Current and Noncurrent Essay
When an individual starts a business understanding financial statements are vital to tracking the company profits and losses. The company decisions are often decided by the figures and statistics. The figures are recorded and compared at a later date. Accounting knowledge is the core of the business and every aspect of a growing company depends heavenly on understanding the basic concept of debits and credits. Companies often develop departments that handle a large in flow of activity. The department keeps track of how well the business is performing and should be well staff with enough employees to fits the demands the company.
When making certain that the business financial operation is running smoothly knowledge of the difference between current and noncurrent asset should be explored. The organization must also understand the order of liquidity and how it applies to the balance sheet. The accounting department is always concern with the basic concept of assets. An asset is anything that the business owns or will own in the near future. Assets add worth to the business and often determine if the business will have success. Assets are broken down into two groups’ current assets and noncurrent assets.
According to Webster 2004, current asset is defined as “assets that will be sold, used up, or turned into cash within the current accounting period, usually one-year period. ” An example of current assets is cash, accounts receivable, supplies, and inventory. Current asset are listed on the financial balance sheet and represent incoming revenue and a future worth to the company. Noncurrent assets are asset that takes longer than an accounting cycle before turning into cash. Noncurrent resources generate profits for the company. An example of noncurrent assets is property, land, equipment, and vehicles.

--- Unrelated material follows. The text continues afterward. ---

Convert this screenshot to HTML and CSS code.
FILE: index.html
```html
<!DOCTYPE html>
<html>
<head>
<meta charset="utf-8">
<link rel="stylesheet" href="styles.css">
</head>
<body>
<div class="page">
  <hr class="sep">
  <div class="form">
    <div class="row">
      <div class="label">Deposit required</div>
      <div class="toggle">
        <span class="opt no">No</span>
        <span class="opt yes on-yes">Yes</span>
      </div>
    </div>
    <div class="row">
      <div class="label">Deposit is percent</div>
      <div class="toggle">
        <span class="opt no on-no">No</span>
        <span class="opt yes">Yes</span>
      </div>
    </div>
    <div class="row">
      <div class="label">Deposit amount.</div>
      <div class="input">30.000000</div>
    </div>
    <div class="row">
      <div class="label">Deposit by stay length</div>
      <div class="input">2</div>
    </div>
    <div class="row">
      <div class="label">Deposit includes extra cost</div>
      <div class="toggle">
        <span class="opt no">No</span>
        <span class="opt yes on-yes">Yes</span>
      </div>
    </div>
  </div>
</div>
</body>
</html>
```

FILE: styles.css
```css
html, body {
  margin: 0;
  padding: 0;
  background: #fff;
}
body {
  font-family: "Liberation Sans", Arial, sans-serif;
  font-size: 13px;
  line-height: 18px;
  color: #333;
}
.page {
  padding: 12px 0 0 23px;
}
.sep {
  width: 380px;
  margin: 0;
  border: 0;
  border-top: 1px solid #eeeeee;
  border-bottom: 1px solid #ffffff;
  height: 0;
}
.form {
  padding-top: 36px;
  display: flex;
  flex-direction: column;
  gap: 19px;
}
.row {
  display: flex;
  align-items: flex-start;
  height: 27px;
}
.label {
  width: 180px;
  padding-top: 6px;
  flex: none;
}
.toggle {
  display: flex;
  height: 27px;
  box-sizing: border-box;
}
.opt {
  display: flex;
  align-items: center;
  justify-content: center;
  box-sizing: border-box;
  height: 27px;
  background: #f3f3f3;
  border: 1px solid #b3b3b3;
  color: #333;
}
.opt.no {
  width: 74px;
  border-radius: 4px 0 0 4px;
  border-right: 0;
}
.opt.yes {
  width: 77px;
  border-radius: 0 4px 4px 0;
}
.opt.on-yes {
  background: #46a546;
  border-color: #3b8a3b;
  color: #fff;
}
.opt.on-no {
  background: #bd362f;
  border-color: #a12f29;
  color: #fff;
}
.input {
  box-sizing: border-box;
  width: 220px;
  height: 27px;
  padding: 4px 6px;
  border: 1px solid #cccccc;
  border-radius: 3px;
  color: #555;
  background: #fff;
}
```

Noncurrent asset also can be a long term investment, and intangible asset. The company may have a truck that the business may want to sell at a lower price or the business may use vehicle to deliver products sold. The truck use would bring cash to the company as a way of gaining revenue for the business. The main difference between current and noncurrent asset is how soon the asset can be turned into cash for the business. Current asset is normally sold within an accounting period and noncurrent asset usually takes over an accounting cycle before turning in cash.

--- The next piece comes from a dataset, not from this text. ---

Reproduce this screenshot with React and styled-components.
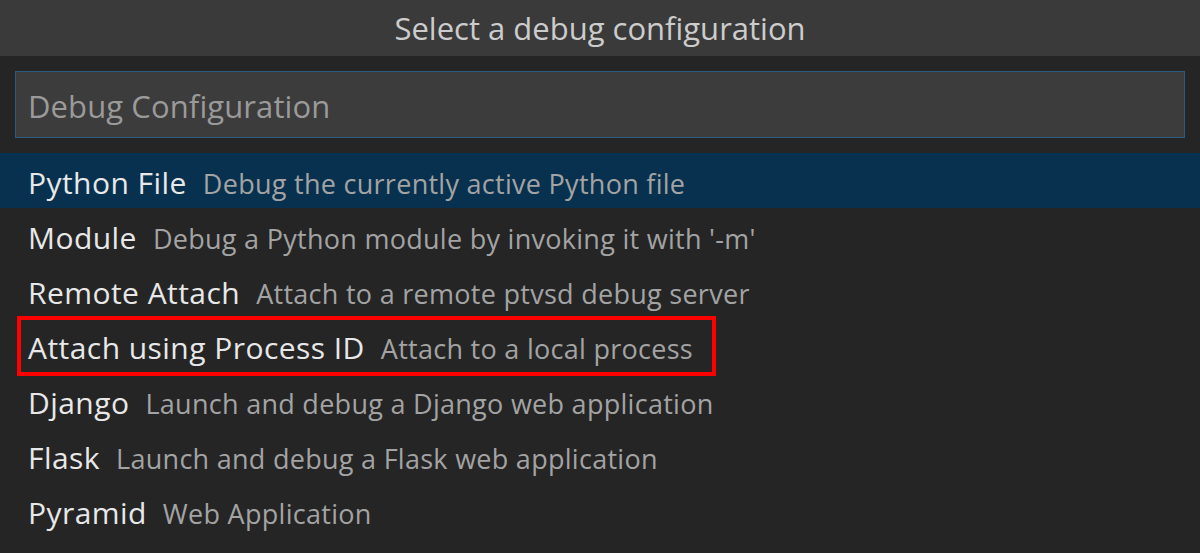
import React from "react";
import styled, { createGlobalStyle } from "styled-components";

const Global = createGlobalStyle`
  html, body { margin: 0; padding: 0; background: #252526; }
  body { width: 1200px; height: 553px; overflow: hidden; font-family: "Open Sans", "Noto Sans", sans-serif; }
`;

const Panel = styled.div`
  width: 1200px;
  height: 553px;
  background: #252526;
  display: flex;
  flex-direction: column;
`;

const TitleBar = styled.div`
  height: 56px;
  background: #3a3a3a;
  color: #cccccc;
  font-size: 31px;
  display: flex;
  align-items: center;
  justify-content: center;
`;

const InputWrap = styled.div`
  padding: 15px 15px 15px 15px;
`;

const Input = styled.div`
  height: 67px;
  box-sizing: border-box;
  background: #3c3c3c;
  border: 1px solid #2b5b82;
  display: flex;
  align-items: center;
  padding-left: 12px;
  padding-top: 2px;
  color: #9a9a9a;
  font-size: 31px;
  letter-spacing: 0.1px;
`;

const List = styled.div`
  display: flex;
  flex-direction: column;
`;

const Row = styled.div`
  height: 55px;
  display: flex;
  align-items: center;
  padding-left: 28px;
  padding-top: 4px;
  box-sizing: border-box;
  background: ${(p) => (p.$selected ? "#07314f" : "transparent")};
  position: relative;
`;

const Item = styled.div`
  display: flex;
  align-items: baseline;
  gap: 16px;
`;

const Label = styled.span`
  color: #e8e8e8;
  font-size: 30px;
  letter-spacing: 0.45px;
`;

const Desc = styled.span`
  color: #a3a3a3;
  font-size: 27px;
  letter-spacing: 0.28px;
`;

const Highlight = styled.div`
  position: absolute;
  left: 17px;
  top: -2px;
  width: 699px;
  height: 60px;
  box-sizing: border-box;
  border: 4px solid #ff0000;
  pointer-events: none;
`;

const items = [
  ["Python File", "Debug the currently active Python file"],
  ["Module", "Debug a Python module by invoking it with '-m'"],
  ["Remote Attach", "Attach to a remote ptvsd debug server"],
  ["Attach using Process ID", "Attach to a local process"],
  ["Django", "Launch and debug a Django web application"],
  ["Flask", "Launch and debug a Flask web application"],
  ["Pyramid", "Web Application"],
];

export default function App() {
  return (
    <Panel>
      <Global />
      <TitleBar>Select a debug configuration</TitleBar>
      <InputWrap>
        <Input>Debug Configuration</Input>
      </InputWrap>
      <List>
        {items.map(([l, d], i) => (
          <Row key={l} $selected={i === 0}>
            {i === 3 && <Highlight />}
            <Item>
              <Label>{l}</Label>
              <Desc>{d}</Desc>
            </Item>
          </Row>
        ))}
      </List>
    </Panel>
  );
}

The order of liquidity is also important when understanding the business financial statement. The order of liquidity plays a huge role when listing accounts on the company’s balance sheet. The order of liquidity is how the items are listed on the financial sheet. The balance sheet tells “one” how the business is operating at a specific time. The balance sheet includes the company resources and companies obligations. It also can be used to compare the current year to other years activity. The balance sheet is set up in a horizontal manner.
According to Investor word 2011, “order of liquidity is define as the organization of assets on the balance sheet based on how long the asset will take to turn into cash. ” The order of liquidity on the balance sheet is necessary to determining how quickly asset is changed into cash. The account is listed in a descending order of liquidity at the top of the list would be cash and follow by the next assets that are able to turn into cash swiftly. In conclusion, accounting financial statements are vital to the business. The company must have knowledge on how well the company is performing to make important decision.
When classifying what asset the business has the organization must know the difference between current asset and noncurrent asset. A current asset is an asset that can be used to purchase other material in small amount of time. A noncurrent asset normally does not convert to cash within an accounting cycle. The order of liquidity is decided by how quickly the company’s asset can turn into cash for the business. The greatest asset for the company is cash and is listed first on the balance sheet. The awareness of what assets are will give the business an accurate account of the business worth.